## DESCRIPTION OF THE TASK:
Could you repeat the records below exactly, leaving out any pictures?
--------------------
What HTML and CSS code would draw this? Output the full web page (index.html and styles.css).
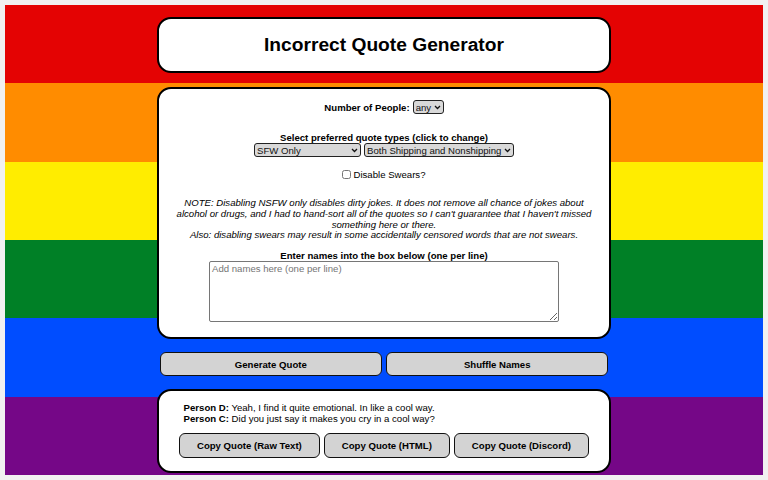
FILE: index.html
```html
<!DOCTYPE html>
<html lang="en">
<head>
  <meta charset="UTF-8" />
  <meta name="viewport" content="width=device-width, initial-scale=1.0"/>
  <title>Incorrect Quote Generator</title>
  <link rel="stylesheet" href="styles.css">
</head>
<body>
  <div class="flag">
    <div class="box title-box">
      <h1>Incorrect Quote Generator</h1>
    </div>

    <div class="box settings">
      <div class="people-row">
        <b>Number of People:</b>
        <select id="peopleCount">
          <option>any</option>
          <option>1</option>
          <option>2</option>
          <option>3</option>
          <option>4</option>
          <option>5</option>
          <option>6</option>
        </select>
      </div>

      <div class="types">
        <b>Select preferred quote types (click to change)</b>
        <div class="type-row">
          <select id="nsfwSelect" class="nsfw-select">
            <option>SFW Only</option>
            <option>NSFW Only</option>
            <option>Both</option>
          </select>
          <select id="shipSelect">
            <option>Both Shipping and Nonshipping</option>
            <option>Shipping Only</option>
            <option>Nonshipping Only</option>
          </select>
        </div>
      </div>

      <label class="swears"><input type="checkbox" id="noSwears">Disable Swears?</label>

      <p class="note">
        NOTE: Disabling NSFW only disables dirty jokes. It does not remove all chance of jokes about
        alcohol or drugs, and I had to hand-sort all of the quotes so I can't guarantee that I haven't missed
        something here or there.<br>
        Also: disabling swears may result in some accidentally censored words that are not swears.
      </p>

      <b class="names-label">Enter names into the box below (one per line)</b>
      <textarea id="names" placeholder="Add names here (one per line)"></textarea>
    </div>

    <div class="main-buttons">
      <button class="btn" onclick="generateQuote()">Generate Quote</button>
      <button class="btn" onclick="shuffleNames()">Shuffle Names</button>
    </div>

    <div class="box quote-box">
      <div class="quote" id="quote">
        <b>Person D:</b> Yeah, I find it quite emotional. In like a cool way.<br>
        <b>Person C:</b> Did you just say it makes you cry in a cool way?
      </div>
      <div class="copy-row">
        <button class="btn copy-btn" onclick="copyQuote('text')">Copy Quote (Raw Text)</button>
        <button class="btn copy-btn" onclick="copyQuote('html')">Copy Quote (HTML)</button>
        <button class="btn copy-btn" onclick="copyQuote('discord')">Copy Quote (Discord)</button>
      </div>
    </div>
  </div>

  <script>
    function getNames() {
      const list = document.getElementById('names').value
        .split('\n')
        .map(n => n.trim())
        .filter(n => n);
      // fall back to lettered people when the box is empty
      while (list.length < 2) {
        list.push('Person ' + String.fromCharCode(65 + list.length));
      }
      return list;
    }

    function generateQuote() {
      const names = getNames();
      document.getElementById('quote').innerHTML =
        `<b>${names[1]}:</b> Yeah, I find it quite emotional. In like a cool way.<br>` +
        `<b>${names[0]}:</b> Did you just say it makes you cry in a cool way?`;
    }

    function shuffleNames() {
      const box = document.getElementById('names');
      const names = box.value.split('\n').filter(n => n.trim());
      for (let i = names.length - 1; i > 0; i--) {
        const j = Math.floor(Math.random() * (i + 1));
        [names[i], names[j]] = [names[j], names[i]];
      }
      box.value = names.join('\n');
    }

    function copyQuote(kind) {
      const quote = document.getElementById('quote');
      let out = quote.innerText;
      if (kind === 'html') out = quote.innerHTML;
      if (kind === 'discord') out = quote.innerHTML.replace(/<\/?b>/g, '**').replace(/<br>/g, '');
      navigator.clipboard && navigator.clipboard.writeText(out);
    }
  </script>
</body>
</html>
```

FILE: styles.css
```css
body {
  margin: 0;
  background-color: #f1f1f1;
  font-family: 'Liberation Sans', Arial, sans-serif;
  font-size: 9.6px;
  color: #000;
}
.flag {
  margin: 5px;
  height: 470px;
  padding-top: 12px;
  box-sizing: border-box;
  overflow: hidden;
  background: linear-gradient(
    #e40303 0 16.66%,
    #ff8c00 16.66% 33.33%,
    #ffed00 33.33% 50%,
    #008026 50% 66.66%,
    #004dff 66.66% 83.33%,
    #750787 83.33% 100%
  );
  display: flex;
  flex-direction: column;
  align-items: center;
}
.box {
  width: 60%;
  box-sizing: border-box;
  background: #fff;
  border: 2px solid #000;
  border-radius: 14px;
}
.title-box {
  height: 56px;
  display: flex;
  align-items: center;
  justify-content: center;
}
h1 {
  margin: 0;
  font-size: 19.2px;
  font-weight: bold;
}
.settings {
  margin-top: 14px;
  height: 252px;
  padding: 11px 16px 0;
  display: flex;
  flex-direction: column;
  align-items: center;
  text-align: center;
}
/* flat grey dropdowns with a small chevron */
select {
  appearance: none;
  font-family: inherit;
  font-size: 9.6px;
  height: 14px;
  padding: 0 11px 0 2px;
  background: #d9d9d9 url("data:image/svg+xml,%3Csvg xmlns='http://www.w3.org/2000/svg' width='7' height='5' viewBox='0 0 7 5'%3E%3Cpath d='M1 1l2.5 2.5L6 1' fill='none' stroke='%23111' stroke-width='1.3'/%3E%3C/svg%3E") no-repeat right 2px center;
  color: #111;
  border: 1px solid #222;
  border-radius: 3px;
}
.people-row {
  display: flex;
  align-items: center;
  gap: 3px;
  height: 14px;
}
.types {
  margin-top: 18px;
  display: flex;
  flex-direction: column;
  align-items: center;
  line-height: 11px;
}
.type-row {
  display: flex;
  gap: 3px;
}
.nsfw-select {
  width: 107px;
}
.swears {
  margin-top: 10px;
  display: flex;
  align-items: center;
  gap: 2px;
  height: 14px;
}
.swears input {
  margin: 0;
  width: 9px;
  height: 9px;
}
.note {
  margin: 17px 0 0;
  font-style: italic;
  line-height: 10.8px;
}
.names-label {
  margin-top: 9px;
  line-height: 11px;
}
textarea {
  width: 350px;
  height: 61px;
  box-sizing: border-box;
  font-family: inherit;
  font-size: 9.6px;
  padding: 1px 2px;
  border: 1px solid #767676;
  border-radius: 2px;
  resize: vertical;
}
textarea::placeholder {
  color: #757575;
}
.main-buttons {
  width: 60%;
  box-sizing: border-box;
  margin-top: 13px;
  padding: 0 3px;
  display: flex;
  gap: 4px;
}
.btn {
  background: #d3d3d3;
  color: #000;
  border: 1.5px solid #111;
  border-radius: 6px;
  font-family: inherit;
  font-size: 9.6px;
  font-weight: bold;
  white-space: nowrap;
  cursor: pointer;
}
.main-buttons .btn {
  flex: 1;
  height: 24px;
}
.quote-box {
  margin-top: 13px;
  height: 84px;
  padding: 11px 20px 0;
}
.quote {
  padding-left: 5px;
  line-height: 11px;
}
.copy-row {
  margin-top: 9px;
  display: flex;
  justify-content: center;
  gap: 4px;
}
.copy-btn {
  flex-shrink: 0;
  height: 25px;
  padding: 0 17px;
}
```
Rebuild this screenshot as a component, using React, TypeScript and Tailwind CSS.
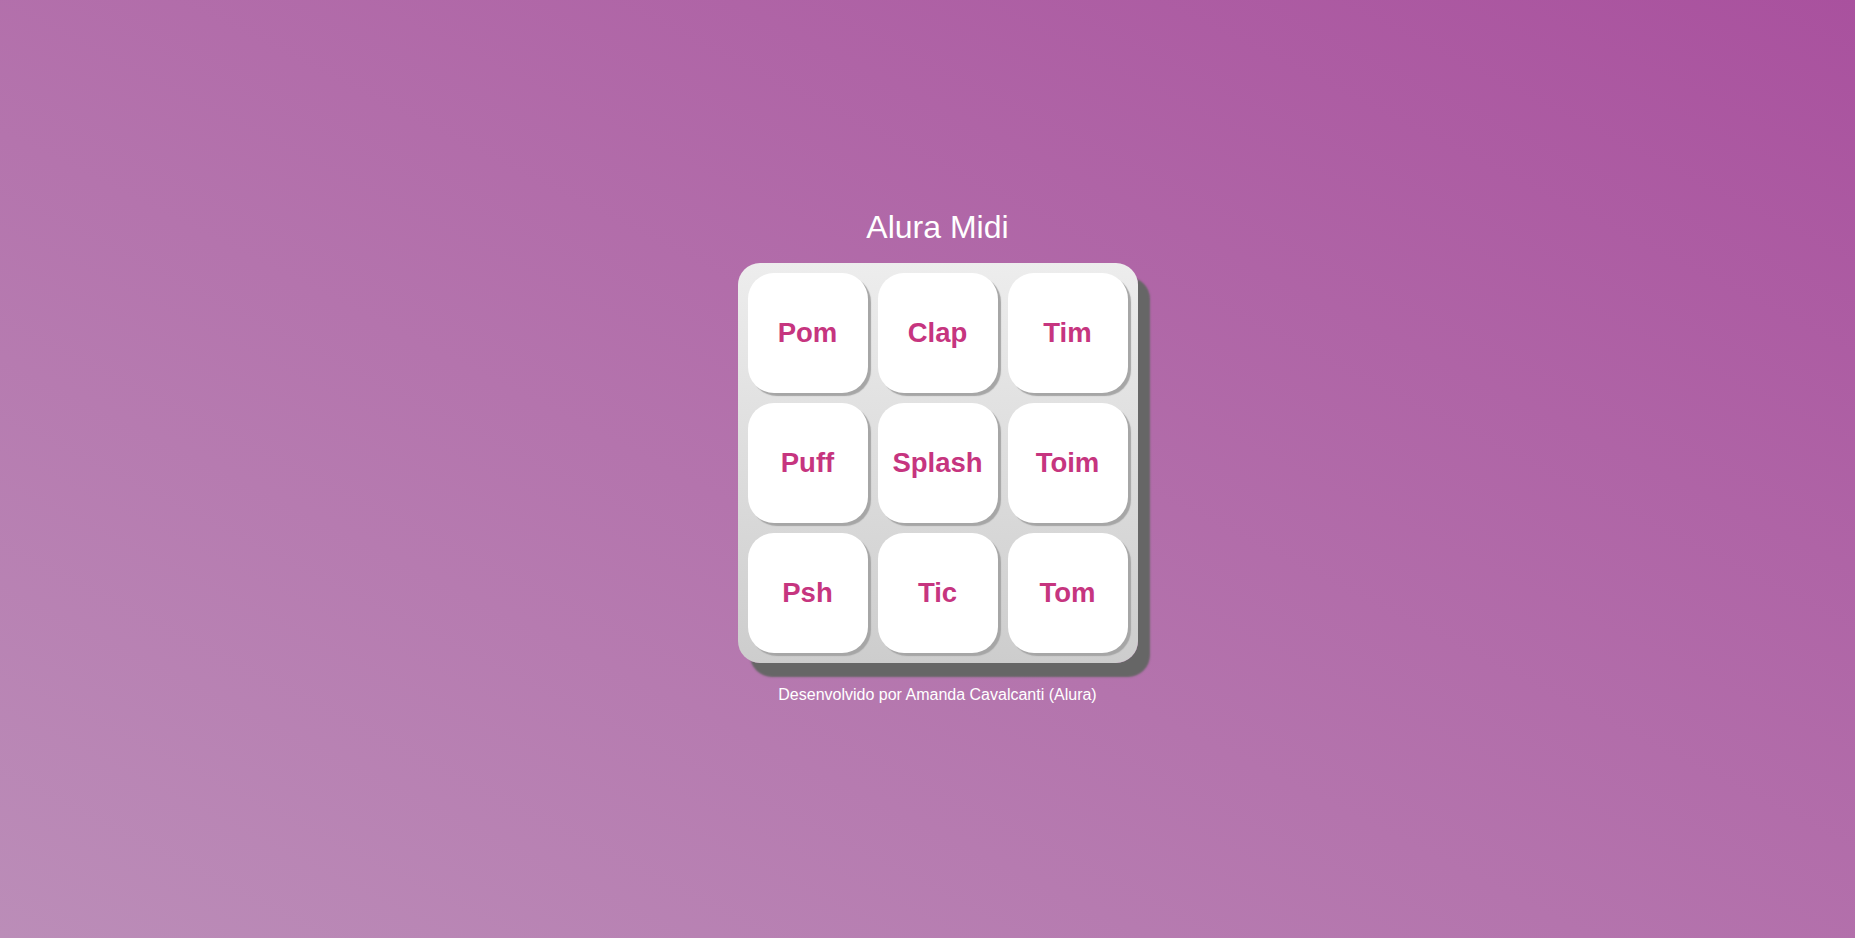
--------------------
## WRITTEN REPLY:
What HTML and CSS code would draw this? Output the full web page (index.html and styles.css).
FILE: index.html
```html
<!DOCTYPE html>
<html lang="en">
<head>
  <meta charset="UTF-8" />
  <meta name="viewport" content="width=device-width, initial-scale=1.0"/>
  <title>Incorrect Quote Generator</title>
  <link rel="stylesheet" href="styles.css">
</head>
<body>
  <div class="flag">
    <div class="box title-box">
      <h1>Incorrect Quote Generator</h1>
    </div>

    <div class="box settings">
      <div class="people-row">
        <b>Number of People:</b>
        <select id="peopleCount">
          <option>any</option>
          <option>1</option>
          <option>2</option>
          <option>3</option>
          <option>4</option>
          <option>5</option>
          <option>6</option>
        </select>
      </div>

      <div class="types">
        <b>Select preferred quote types (click to change)</b>
        <div class="type-row">
          <select id="nsfwSelect" class="nsfw-select">
            <option>SFW Only</option>
            <option>NSFW Only</option>
            <option>Both</option>
          </select>
          <select id="shipSelect">
            <option>Both Shipping and Nonshipping</option>
            <option>Shipping Only</option>
            <option>Nonshipping Only</option>
          </select>
        </div>
      </div>

      <label class="swears"><input type="checkbox" id="noSwears">Disable Swears?</label>

      <p class="note">
        NOTE: Disabling NSFW only disables dirty jokes. It does not remove all chance of jokes about
        alcohol or drugs, and I had to hand-sort all of the quotes so I can't guarantee that I haven't missed
        something here or there.<br>
        Also: disabling swears may result in some accidentally censored words that are not swears.
      </p>

      <b class="names-label">Enter names into the box below (one per line)</b>
      <textarea id="names" placeholder="Add names here (one per line)"></textarea>
    </div>

    <div class="main-buttons">
      <button class="btn" onclick="generateQuote()">Generate Quote</button>
      <button class="btn" onclick="shuffleNames()">Shuffle Names</button>
    </div>

    <div class="box quote-box">
      <div class="quote" id="quote">
        <b>Person D:</b> Yeah, I find it quite emotional. In like a cool way.<br>
        <b>Person C:</b> Did you just say it makes you cry in a cool way?
      </div>
      <div class="copy-row">
        <button class="btn copy-btn" onclick="copyQuote('text')">Copy Quote (Raw Text)</button>
        <button class="btn copy-btn" onclick="copyQuote('html')">Copy Quote (HTML)</button>
        <button class="btn copy-btn" onclick="copyQuote('discord')">Copy Quote (Discord)</button>
      </div>
    </div>
  </div>

  <script>
    function getNames() {
      const list = document.getElementById('names').value
        .split('\n')
        .map(n => n.trim())
        .filter(n => n);
      // fall back to lettered people when the box is empty
      while (list.length < 2) {
        list.push('Person ' + String.fromCharCode(65 + list.length));
      }
      return list;
    }

    function generateQuote() {
      const names = getNames();
      document.getElementById('quote').innerHTML =
        `<b>${names[1]}:</b> Yeah, I find it quite emotional. In like a cool way.<br>` +
        `<b>${names[0]}:</b> Did you just say it makes you cry in a cool way?`;
    }

    function shuffleNames() {
      const box = document.getElementById('names');
      const names = box.value.split('\n').filter(n => n.trim());
      for (let i = names.length - 1; i > 0; i--) {
        const j = Math.floor(Math.random() * (i + 1));
        [names[i], names[j]] = [names[j], names[i]];
      }
      box.value = names.join('\n');
    }

    function copyQuote(kind) {
      const quote = document.getElementById('quote');
      let out = quote.innerText;
      if (kind === 'html') out = quote.innerHTML;
      if (kind === 'discord') out = quote.innerHTML.replace(/<\/?b>/g, '**').replace(/<br>/g, '');
      navigator.clipboard && navigator.clipboard.writeText(out);
    }
  </script>
</body>
</html>
```

FILE: styles.css
```css
body {
  margin: 0;
  background-color: #f1f1f1;
  font-family: 'Liberation Sans', Arial, sans-serif;
  font-size: 9.6px;
  color: #000;
}
.flag {
  margin: 5px;
  height: 470px;
  padding-top: 12px;
  box-sizing: border-box;
  overflow: hidden;
  background: linear-gradient(
    #e40303 0 16.66%,
    #ff8c00 16.66% 33.33%,
    #ffed00 33.33% 50%,
    #008026 50% 66.66%,
    #004dff 66.66% 83.33%,
    #750787 83.33% 100%
  );
  display: flex;
  flex-direction: column;
  align-items: center;
}
.box {
  width: 60%;
  box-sizing: border-box;
  background: #fff;
  border: 2px solid #000;
  border-radius: 14px;
}
.title-box {
  height: 56px;
  display: flex;
  align-items: center;
  justify-content: center;
}
h1 {
  margin: 0;
  font-size: 19.2px;
  font-weight: bold;
}
.settings {
  margin-top: 14px;
  height: 252px;
  padding: 11px 16px 0;
  display: flex;
  flex-direction: column;
  align-items: center;
  text-align: center;
}
/* flat grey dropdowns with a small chevron */
select {
  appearance: none;
  font-family: inherit;
  font-size: 9.6px;
  height: 14px;
  padding: 0 11px 0 2px;
  background: #d9d9d9 url("data:image/svg+xml,%3Csvg xmlns='http://www.w3.org/2000/svg' width='7' height='5' viewBox='0 0 7 5'%3E%3Cpath d='M1 1l2.5 2.5L6 1' fill='none' stroke='%23111' stroke-width='1.3'/%3E%3C/svg%3E") no-repeat right 2px center;
  color: #111;
  border: 1px solid #222;
  border-radius: 3px;
}
.people-row {
  display: flex;
  align-items: center;
  gap: 3px;
  height: 14px;
}
.types {
  margin-top: 18px;
  display: flex;
  flex-direction: column;
  align-items: center;
  line-height: 11px;
}
.type-row {
  display: flex;
  gap: 3px;
}
.nsfw-select {
  width: 107px;
}
.swears {
  margin-top: 10px;
  display: flex;
  align-items: center;
  gap: 2px;
  height: 14px;
}
.swears input {
  margin: 0;
  width: 9px;
  height: 9px;
}
.note {
  margin: 17px 0 0;
  font-style: italic;
  line-height: 10.8px;
}
.names-label {
  margin-top: 9px;
  line-height: 11px;
}
textarea {
  width: 350px;
  height: 61px;
  box-sizing: border-box;
  font-family: inherit;
  font-size: 9.6px;
  padding: 1px 2px;
  border: 1px solid #767676;
  border-radius: 2px;
  resize: vertical;
}
textarea::placeholder {
  color: #757575;
}
.main-buttons {
  width: 60%;
  box-sizing: border-box;
  margin-top: 13px;
  padding: 0 3px;
  display: flex;
  gap: 4px;
}
.btn {
  background: #d3d3d3;
  color: #000;
  border: 1.5px solid #111;
  border-radius: 6px;
  font-family: inherit;
  font-size: 9.6px;
  font-weight: bold;
  white-space: nowrap;
  cursor: pointer;
}
.main-buttons .btn {
  flex: 1;
  height: 24px;
}
.quote-box {
  margin-top: 13px;
  height: 84px;
  padding: 11px 20px 0;
}
.quote {
  padding-left: 5px;
  line-height: 11px;
}
.copy-row {
  margin-top: 9px;
  display: flex;
  justify-content: center;
  gap: 4px;
}
.copy-btn {
  flex-shrink: 0;
  height: 25px;
  padding: 0 17px;
}
```
Rebuild this screenshot as a component, using React, TypeScript and Tailwind CSS.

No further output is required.